• _Exercise brief_
Copy out the lines that have "this" in them.

• _Items_
+--

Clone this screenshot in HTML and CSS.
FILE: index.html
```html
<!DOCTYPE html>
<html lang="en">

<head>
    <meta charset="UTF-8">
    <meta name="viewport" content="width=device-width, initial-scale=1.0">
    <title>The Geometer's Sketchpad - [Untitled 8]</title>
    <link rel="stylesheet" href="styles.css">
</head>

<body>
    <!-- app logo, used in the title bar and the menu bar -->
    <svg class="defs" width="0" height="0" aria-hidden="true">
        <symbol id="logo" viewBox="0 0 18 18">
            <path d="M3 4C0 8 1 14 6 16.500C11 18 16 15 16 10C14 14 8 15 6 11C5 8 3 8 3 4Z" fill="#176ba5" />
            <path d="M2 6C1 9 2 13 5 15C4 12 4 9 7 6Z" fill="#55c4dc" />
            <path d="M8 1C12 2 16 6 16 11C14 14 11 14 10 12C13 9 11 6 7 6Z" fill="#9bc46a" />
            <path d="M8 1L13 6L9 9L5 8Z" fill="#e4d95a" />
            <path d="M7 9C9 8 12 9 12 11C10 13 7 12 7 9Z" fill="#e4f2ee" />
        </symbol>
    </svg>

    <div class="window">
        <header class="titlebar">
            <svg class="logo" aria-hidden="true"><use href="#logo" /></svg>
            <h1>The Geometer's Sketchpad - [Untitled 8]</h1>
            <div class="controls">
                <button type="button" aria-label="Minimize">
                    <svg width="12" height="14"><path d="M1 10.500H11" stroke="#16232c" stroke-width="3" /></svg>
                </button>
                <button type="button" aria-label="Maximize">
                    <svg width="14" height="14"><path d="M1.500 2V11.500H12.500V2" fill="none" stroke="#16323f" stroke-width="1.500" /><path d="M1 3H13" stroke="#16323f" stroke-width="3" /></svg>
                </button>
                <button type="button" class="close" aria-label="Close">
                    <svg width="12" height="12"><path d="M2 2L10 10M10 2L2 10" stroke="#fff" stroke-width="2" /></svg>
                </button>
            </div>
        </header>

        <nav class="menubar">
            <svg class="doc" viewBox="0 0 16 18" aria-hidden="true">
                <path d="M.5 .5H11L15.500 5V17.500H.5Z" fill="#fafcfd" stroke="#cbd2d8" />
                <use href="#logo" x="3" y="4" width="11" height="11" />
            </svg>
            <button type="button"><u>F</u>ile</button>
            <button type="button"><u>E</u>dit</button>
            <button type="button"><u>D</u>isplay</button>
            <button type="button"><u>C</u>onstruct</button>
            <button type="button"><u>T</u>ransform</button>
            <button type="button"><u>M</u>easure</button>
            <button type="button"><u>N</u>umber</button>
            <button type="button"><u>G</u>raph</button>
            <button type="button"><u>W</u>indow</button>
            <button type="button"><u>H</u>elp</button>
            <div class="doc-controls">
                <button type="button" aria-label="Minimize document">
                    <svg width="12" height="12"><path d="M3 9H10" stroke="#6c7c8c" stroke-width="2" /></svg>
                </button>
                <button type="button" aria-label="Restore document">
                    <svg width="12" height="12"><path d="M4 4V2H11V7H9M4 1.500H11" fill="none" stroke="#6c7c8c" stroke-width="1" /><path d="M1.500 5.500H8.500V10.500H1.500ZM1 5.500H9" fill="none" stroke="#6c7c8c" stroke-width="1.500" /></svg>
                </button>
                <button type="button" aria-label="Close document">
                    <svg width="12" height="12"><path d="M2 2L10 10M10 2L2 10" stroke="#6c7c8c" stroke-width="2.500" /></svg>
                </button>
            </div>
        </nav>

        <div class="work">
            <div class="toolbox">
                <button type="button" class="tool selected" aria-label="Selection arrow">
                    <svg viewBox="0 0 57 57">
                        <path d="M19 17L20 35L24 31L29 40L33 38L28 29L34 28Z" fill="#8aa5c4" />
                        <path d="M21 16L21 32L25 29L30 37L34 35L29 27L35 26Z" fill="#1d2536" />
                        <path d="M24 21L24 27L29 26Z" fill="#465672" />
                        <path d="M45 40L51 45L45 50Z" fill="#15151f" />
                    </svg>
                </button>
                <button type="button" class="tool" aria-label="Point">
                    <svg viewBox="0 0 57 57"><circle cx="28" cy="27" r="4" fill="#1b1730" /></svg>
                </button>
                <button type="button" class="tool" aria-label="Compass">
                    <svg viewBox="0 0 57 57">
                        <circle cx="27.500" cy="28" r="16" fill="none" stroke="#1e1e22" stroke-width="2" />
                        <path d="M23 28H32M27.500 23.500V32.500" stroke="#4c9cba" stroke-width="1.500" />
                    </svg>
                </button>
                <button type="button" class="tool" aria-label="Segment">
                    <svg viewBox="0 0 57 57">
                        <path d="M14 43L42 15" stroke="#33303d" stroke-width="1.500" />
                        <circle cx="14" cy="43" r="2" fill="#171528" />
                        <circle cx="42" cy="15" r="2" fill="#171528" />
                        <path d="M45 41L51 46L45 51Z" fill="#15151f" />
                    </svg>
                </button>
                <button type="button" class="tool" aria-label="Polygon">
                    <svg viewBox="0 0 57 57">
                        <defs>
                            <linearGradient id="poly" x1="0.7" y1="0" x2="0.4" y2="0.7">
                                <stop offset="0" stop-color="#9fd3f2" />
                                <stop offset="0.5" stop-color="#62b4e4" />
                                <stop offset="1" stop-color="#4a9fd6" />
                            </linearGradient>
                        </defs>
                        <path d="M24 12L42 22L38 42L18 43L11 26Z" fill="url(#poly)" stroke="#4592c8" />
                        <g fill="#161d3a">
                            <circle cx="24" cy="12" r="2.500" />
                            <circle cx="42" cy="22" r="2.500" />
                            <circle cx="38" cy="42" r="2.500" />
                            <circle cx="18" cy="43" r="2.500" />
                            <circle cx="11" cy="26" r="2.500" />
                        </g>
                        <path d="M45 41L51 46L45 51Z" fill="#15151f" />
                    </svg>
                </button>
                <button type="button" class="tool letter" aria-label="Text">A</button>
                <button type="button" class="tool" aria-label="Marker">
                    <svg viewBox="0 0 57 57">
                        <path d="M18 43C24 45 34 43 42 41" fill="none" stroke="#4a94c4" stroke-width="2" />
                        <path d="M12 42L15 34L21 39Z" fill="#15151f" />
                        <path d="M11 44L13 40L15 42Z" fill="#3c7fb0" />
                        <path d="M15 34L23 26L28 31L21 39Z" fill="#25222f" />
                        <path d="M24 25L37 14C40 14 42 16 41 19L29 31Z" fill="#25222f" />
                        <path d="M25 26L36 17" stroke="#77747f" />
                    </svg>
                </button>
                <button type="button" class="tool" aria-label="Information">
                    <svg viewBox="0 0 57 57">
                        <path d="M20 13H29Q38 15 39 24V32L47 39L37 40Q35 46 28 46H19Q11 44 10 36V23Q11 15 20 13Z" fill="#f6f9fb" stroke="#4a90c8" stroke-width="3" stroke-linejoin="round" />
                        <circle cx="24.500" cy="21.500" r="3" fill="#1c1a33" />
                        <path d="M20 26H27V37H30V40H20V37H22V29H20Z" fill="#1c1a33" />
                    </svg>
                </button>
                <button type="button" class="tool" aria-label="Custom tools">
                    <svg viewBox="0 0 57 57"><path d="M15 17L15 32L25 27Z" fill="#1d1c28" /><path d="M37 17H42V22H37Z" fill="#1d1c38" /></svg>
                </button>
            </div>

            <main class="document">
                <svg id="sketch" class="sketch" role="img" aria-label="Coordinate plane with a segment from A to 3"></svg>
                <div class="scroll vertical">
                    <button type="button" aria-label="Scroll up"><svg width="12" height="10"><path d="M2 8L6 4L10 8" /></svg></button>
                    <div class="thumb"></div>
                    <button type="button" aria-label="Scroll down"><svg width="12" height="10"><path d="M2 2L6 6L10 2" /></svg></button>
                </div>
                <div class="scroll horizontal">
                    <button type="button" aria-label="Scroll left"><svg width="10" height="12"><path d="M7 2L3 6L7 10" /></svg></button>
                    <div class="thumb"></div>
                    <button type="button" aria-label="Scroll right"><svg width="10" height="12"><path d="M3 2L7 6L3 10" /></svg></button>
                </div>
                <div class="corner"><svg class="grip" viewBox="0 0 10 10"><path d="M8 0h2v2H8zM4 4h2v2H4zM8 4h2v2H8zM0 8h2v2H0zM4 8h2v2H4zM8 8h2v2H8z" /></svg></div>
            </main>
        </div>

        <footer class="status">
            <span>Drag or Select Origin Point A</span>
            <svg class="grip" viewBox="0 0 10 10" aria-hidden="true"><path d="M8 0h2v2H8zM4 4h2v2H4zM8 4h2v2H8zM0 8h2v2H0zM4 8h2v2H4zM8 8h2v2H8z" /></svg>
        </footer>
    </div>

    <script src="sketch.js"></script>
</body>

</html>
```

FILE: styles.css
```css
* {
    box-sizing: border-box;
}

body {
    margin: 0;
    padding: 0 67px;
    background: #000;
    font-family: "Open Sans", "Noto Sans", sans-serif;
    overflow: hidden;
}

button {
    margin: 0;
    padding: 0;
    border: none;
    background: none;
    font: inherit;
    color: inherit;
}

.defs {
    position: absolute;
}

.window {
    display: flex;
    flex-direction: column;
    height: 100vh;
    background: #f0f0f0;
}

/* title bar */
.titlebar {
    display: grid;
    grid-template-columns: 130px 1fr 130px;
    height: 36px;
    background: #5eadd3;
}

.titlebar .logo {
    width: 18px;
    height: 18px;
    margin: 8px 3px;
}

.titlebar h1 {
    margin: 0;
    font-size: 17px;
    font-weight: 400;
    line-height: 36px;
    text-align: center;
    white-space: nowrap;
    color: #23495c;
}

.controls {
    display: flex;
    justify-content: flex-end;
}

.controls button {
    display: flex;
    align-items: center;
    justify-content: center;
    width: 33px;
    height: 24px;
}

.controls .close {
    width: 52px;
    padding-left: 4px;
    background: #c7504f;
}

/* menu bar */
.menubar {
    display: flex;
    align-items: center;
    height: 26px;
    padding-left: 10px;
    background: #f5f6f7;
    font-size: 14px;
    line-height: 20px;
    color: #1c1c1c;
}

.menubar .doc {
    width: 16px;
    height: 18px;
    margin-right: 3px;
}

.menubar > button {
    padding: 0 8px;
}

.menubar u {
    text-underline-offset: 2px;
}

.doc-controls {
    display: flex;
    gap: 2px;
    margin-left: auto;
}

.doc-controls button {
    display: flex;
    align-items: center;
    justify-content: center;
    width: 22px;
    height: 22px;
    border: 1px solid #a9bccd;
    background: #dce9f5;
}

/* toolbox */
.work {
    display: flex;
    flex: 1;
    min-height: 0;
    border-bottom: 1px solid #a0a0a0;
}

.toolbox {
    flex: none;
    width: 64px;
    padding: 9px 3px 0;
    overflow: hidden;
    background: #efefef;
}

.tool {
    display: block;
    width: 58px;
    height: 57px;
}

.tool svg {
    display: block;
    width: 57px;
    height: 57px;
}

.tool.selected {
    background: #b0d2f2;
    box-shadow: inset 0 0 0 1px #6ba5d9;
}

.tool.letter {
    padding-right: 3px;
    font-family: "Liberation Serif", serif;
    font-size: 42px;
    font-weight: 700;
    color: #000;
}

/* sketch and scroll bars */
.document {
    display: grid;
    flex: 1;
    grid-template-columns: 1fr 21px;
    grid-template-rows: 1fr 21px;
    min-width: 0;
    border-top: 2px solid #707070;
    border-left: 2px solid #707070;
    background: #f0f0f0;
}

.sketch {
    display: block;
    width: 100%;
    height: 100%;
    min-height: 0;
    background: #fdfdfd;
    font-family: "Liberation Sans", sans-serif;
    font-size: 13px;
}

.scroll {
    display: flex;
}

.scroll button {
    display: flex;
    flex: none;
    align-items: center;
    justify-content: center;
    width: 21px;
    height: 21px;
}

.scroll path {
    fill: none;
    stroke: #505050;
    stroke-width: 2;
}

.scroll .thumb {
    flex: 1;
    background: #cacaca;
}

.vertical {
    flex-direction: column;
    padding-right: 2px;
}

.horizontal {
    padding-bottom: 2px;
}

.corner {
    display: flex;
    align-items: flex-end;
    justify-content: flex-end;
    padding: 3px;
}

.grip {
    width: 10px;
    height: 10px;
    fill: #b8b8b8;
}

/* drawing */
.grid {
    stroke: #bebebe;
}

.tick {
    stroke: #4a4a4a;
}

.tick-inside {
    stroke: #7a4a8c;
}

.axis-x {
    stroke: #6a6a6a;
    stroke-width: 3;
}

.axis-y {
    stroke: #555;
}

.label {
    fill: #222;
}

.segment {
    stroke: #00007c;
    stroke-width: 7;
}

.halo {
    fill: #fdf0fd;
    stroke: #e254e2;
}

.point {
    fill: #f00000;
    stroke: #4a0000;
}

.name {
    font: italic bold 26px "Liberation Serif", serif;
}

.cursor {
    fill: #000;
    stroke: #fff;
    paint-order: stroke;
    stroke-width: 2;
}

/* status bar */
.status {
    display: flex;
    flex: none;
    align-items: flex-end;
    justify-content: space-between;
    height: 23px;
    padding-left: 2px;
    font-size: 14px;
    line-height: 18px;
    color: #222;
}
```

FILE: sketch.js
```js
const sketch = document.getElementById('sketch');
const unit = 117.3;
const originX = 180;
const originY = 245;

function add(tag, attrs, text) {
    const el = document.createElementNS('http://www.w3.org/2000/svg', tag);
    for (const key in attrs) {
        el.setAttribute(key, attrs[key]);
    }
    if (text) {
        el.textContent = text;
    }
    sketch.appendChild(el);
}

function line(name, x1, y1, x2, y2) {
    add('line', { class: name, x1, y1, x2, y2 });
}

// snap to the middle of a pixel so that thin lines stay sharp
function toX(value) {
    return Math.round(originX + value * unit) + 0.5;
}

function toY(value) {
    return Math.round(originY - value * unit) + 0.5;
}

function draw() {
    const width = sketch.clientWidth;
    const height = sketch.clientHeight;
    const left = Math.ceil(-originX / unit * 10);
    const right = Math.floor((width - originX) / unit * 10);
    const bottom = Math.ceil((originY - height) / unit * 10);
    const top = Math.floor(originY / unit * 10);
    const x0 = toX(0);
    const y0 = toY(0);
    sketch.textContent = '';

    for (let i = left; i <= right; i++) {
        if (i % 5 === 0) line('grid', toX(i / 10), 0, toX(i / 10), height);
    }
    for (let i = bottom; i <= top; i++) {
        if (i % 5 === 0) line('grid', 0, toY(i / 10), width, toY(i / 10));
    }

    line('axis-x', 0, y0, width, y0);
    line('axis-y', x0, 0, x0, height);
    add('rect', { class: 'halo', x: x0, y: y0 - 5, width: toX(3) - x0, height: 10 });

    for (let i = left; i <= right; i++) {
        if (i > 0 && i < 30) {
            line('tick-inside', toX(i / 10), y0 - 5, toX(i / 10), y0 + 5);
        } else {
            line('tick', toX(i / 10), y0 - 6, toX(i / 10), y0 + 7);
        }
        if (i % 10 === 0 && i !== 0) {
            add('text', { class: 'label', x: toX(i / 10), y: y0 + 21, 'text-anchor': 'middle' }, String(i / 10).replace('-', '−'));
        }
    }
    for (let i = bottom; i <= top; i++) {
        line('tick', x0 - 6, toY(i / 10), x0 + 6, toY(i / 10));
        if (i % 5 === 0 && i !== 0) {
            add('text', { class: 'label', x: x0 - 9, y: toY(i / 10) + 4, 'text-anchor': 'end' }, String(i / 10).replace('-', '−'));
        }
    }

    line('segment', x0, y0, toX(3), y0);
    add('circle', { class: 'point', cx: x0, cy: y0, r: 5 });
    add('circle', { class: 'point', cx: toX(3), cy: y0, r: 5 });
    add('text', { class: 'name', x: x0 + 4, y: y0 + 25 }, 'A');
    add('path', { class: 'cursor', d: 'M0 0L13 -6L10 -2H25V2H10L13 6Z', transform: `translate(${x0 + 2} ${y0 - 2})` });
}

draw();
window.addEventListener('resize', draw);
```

+--

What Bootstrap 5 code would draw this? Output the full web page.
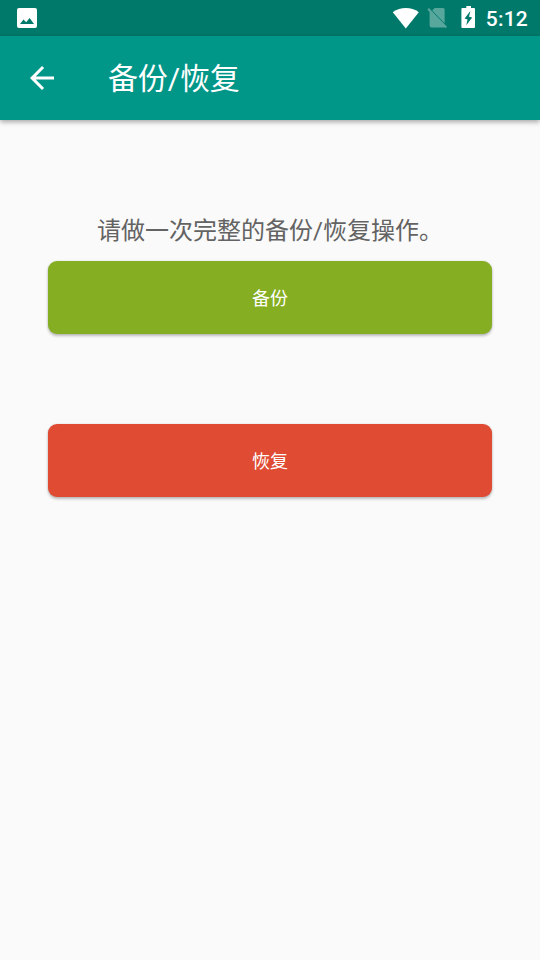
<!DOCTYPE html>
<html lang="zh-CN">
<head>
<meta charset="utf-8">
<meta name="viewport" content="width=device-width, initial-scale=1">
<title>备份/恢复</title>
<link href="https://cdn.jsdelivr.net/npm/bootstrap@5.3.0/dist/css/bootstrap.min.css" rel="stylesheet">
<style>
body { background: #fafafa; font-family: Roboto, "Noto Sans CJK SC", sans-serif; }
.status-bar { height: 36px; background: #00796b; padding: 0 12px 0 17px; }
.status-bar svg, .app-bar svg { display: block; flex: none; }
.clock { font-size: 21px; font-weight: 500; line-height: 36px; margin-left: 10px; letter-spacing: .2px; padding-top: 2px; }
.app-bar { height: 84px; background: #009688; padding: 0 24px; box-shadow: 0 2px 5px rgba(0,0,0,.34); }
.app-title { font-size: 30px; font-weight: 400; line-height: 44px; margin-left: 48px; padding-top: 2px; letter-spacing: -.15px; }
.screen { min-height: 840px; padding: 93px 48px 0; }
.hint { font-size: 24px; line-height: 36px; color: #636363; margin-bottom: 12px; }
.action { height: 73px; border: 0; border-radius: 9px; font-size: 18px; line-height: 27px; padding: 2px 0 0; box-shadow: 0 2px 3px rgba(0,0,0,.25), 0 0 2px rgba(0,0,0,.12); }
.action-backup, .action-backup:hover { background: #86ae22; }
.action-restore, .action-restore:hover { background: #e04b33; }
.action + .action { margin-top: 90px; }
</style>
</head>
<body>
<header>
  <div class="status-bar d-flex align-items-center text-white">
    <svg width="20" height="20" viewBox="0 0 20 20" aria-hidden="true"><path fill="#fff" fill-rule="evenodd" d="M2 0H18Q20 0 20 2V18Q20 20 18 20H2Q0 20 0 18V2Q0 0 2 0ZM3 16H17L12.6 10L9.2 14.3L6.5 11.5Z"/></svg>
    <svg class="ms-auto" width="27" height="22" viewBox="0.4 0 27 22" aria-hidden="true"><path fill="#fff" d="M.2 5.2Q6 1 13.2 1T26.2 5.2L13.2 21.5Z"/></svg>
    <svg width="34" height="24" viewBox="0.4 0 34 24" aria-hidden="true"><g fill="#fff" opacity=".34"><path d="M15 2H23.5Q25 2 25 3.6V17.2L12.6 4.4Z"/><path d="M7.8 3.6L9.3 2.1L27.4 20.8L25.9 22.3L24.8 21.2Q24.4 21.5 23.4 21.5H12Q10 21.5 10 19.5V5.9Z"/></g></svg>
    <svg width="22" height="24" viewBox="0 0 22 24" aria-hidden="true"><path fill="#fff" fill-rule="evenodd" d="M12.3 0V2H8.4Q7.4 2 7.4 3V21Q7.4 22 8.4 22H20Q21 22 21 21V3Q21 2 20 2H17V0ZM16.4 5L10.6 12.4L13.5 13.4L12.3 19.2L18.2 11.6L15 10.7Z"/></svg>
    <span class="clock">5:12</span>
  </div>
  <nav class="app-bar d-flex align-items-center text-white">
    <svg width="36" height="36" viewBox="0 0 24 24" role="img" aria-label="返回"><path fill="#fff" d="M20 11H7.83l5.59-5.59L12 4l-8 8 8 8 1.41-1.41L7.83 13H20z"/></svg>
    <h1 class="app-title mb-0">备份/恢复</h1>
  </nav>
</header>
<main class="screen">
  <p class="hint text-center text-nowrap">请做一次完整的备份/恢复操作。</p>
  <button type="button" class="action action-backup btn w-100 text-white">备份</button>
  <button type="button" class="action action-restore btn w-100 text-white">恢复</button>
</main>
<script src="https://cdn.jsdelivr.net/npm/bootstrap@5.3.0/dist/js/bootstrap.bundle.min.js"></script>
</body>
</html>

+--

• _Response_
Clone this screenshot in HTML and CSS.
What Bootstrap 5 code would draw this? Output the full web page.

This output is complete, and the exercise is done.